> **Problem description**
Note how many lines hold the string "React" and give that number without any other words.

>> begin Data

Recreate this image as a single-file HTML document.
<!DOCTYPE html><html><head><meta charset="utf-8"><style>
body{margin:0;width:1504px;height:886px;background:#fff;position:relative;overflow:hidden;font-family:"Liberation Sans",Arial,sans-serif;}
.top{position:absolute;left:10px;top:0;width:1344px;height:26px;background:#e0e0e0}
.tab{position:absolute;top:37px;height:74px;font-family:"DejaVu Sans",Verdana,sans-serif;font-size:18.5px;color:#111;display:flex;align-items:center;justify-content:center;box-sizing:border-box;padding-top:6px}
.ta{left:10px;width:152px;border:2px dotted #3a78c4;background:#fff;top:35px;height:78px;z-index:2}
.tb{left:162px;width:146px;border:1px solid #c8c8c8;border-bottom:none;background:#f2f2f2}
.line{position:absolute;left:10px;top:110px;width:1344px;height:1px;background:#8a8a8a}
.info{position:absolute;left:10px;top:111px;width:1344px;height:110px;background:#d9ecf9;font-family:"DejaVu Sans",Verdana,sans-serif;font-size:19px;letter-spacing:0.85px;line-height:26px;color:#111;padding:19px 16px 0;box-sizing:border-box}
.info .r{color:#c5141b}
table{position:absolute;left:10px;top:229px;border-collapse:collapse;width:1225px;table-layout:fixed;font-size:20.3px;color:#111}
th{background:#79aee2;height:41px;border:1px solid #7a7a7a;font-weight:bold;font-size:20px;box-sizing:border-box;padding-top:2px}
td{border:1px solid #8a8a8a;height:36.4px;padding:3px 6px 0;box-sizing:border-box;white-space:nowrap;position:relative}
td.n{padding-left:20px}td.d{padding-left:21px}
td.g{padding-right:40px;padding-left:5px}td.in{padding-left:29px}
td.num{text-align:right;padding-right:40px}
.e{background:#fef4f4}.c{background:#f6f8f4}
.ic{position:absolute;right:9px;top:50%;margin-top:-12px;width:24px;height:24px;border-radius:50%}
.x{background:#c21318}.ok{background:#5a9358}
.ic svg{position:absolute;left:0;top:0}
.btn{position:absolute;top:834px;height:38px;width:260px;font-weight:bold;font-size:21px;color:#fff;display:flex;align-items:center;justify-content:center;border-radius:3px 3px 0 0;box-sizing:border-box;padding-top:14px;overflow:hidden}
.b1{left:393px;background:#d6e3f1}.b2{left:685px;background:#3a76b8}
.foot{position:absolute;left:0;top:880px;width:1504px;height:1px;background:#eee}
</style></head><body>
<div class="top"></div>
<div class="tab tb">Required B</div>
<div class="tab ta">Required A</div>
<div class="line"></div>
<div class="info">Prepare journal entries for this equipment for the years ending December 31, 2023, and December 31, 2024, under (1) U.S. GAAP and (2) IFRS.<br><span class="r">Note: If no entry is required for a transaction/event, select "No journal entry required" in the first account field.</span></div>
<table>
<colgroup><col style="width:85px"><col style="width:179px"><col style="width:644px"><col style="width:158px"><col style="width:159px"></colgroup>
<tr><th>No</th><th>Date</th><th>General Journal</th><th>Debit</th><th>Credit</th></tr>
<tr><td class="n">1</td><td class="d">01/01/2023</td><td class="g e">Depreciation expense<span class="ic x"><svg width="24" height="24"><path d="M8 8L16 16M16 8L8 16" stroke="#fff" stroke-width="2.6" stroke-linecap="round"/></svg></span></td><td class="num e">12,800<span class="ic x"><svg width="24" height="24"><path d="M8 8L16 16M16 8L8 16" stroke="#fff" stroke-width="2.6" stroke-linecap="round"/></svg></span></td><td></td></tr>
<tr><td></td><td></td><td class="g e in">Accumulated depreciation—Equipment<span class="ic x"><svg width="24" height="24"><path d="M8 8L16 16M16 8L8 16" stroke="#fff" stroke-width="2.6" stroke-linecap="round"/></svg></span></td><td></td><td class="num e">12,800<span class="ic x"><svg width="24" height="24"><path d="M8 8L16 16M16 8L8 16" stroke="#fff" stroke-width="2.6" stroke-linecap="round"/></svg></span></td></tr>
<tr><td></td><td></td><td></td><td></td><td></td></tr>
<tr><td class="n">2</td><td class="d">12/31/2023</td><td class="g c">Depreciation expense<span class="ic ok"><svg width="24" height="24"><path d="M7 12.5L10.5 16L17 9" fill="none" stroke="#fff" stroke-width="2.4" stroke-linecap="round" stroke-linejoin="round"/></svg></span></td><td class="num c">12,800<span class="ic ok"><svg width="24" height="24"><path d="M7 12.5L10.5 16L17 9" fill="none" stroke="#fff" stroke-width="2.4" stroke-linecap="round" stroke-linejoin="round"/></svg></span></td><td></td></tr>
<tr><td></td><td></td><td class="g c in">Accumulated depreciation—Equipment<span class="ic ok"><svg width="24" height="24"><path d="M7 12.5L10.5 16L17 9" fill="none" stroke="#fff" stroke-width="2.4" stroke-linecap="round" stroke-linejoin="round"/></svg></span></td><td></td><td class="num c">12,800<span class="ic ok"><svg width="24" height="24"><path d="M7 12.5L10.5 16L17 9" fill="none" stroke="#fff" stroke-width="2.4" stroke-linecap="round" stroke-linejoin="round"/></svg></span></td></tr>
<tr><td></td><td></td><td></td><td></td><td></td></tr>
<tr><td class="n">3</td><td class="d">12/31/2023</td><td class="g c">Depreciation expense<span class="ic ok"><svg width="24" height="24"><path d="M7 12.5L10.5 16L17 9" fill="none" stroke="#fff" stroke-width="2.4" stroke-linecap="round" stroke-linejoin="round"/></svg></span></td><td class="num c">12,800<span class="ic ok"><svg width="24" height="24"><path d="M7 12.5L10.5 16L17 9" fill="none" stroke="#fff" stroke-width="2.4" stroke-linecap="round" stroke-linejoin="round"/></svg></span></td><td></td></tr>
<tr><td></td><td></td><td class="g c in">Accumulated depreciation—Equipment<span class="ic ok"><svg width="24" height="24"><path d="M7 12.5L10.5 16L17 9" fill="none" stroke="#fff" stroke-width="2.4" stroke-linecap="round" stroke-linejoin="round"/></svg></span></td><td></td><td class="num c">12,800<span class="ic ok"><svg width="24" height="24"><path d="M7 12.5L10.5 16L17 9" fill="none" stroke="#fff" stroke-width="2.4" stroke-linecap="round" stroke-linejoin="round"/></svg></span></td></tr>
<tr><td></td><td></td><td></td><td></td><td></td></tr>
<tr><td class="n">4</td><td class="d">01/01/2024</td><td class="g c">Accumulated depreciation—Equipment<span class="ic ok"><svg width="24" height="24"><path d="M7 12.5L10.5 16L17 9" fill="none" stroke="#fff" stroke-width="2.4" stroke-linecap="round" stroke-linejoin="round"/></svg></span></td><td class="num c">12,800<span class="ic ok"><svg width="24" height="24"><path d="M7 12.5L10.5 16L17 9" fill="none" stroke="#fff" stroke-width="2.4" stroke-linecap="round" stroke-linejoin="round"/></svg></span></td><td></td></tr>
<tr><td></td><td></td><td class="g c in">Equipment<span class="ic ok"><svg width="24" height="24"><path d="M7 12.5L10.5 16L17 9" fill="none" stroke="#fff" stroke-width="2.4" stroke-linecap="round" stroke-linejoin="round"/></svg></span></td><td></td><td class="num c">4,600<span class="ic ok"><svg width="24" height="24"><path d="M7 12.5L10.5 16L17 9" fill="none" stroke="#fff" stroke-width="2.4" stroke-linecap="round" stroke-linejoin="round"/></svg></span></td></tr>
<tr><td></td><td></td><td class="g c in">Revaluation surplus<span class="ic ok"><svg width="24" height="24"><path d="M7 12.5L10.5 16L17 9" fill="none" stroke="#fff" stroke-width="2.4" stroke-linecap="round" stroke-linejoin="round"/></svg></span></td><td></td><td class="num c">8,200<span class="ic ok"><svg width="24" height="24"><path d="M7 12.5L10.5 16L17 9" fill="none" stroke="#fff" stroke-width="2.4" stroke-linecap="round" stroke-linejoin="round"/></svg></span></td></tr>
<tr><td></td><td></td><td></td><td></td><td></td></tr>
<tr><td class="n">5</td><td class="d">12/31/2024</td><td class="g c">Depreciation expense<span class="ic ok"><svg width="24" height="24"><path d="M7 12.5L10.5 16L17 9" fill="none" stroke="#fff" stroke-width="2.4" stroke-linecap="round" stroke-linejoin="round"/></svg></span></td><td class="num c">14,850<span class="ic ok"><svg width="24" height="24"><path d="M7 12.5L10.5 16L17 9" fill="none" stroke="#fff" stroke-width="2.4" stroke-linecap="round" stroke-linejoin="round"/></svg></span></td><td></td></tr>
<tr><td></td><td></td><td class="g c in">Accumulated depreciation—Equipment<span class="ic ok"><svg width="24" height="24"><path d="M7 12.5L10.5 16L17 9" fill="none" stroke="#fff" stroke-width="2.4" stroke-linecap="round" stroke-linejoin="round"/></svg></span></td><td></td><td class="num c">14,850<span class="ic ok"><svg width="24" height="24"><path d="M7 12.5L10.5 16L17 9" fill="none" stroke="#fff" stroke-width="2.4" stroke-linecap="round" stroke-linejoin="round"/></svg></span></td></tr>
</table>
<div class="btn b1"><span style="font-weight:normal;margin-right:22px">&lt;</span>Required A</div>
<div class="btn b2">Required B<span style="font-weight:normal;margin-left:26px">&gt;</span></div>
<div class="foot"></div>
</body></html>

>> end Data
>> begin Data

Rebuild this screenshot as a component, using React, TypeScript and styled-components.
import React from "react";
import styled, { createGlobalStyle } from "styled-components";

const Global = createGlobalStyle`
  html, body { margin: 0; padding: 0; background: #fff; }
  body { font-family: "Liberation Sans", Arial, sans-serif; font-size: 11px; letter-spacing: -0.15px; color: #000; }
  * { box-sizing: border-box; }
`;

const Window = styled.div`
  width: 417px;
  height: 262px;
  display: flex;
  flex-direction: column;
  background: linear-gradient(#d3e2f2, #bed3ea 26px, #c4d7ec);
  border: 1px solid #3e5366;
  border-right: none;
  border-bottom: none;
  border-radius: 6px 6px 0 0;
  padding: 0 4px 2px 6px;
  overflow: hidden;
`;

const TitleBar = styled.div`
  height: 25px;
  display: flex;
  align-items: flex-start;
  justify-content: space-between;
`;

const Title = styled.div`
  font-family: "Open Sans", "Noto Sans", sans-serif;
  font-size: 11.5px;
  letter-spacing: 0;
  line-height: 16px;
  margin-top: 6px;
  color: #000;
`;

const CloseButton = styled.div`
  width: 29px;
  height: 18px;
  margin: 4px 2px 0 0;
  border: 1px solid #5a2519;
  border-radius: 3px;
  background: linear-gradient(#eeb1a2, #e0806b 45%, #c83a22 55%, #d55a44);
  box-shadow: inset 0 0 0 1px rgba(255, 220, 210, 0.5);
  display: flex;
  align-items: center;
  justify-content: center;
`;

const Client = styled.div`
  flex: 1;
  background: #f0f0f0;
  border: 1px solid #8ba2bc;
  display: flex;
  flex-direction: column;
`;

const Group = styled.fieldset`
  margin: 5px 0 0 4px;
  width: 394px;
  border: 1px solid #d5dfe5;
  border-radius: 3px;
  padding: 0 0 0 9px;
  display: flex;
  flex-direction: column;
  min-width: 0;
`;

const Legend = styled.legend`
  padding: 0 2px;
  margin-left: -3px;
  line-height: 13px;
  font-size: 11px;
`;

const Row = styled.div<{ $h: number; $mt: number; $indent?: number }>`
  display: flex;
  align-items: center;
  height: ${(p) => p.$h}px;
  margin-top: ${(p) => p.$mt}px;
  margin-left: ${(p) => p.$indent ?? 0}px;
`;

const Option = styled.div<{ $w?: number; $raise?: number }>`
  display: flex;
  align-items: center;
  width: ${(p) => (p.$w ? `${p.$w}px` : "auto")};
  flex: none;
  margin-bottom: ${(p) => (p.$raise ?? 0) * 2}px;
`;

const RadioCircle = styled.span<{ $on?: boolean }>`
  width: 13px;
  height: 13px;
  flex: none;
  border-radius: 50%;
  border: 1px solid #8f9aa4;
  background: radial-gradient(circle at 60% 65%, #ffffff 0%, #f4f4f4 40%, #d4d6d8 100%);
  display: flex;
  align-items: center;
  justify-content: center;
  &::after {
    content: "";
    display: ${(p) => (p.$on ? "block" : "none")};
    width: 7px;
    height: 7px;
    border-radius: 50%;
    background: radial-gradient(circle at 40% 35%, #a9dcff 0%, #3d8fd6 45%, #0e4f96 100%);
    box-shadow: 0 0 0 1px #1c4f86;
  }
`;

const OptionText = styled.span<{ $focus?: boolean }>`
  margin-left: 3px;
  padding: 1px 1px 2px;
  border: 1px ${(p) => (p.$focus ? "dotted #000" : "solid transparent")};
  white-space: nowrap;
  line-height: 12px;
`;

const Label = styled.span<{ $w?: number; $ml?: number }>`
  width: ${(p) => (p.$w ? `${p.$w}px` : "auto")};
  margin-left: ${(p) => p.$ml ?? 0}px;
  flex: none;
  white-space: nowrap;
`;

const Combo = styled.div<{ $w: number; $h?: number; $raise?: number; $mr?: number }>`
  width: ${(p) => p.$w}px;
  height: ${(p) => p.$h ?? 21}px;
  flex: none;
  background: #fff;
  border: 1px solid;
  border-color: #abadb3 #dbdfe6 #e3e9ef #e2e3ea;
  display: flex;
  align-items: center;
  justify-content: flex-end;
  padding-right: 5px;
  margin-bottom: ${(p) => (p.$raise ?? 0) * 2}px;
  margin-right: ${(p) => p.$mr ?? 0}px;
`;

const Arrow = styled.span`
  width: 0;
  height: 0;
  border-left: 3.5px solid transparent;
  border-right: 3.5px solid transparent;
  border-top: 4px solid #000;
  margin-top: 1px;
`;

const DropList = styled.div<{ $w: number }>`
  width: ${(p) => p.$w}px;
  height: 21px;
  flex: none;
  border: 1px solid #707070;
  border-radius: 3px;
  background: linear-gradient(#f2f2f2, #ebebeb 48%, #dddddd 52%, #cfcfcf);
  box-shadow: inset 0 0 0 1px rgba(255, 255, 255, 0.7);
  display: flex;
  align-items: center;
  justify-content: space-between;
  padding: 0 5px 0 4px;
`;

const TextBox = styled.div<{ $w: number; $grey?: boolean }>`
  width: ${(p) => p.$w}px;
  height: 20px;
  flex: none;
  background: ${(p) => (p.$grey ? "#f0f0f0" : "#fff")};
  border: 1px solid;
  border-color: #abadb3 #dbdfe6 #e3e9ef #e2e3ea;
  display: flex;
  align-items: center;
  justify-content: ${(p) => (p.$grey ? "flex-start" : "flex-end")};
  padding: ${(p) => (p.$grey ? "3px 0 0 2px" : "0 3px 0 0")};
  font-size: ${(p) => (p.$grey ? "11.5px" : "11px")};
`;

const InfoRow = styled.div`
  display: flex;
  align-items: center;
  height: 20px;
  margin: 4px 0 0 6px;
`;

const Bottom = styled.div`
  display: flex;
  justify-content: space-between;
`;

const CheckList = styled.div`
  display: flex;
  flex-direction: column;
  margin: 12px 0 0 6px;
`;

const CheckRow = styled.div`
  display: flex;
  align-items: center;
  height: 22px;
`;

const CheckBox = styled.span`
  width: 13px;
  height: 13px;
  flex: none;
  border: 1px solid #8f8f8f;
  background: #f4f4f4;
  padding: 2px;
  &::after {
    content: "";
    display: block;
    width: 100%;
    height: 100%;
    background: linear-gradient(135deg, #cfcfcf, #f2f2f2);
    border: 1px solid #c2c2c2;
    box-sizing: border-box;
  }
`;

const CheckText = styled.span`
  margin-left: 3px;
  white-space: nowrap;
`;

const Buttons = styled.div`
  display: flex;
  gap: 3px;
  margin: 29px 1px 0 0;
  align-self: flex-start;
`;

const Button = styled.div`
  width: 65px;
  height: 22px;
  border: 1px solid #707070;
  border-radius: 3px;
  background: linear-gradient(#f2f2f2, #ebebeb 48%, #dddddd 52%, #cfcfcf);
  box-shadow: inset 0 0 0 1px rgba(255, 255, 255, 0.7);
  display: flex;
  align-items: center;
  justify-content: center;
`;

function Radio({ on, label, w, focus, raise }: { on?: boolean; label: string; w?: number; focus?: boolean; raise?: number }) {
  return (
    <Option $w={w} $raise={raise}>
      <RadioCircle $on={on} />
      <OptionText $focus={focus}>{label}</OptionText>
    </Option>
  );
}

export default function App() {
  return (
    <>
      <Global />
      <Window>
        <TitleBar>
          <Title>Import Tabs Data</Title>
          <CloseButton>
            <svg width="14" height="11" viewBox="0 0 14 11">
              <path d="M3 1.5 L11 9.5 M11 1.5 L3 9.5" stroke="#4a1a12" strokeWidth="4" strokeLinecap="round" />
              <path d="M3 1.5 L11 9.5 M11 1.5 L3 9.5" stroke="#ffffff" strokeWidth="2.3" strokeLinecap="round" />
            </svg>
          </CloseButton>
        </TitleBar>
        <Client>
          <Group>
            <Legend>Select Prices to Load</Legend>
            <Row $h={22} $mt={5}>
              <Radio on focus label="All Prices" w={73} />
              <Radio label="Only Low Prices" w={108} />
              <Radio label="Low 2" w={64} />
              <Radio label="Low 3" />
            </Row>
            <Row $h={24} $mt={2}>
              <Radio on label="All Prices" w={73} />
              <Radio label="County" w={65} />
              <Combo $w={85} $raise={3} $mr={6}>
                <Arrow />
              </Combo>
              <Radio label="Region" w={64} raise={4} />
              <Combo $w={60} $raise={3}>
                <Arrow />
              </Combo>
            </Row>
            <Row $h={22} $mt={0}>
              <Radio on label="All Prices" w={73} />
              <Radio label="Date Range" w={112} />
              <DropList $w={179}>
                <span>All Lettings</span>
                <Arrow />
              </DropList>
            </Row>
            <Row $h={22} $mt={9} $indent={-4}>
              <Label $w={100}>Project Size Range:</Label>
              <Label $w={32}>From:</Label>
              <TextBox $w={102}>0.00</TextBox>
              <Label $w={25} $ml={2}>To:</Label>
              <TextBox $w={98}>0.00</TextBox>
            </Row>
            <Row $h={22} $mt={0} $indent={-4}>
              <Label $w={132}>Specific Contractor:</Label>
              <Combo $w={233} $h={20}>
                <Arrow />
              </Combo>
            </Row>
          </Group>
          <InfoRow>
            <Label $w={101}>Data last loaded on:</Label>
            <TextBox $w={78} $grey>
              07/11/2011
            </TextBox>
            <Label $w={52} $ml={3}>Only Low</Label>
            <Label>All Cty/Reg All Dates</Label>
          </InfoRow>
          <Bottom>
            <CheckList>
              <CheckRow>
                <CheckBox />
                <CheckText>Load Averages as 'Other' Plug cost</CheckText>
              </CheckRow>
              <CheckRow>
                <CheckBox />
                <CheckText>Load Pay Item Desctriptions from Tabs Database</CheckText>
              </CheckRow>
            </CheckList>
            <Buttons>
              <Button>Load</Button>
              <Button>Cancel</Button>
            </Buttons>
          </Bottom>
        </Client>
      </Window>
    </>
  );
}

>> end Data

> **Exercise answer**
2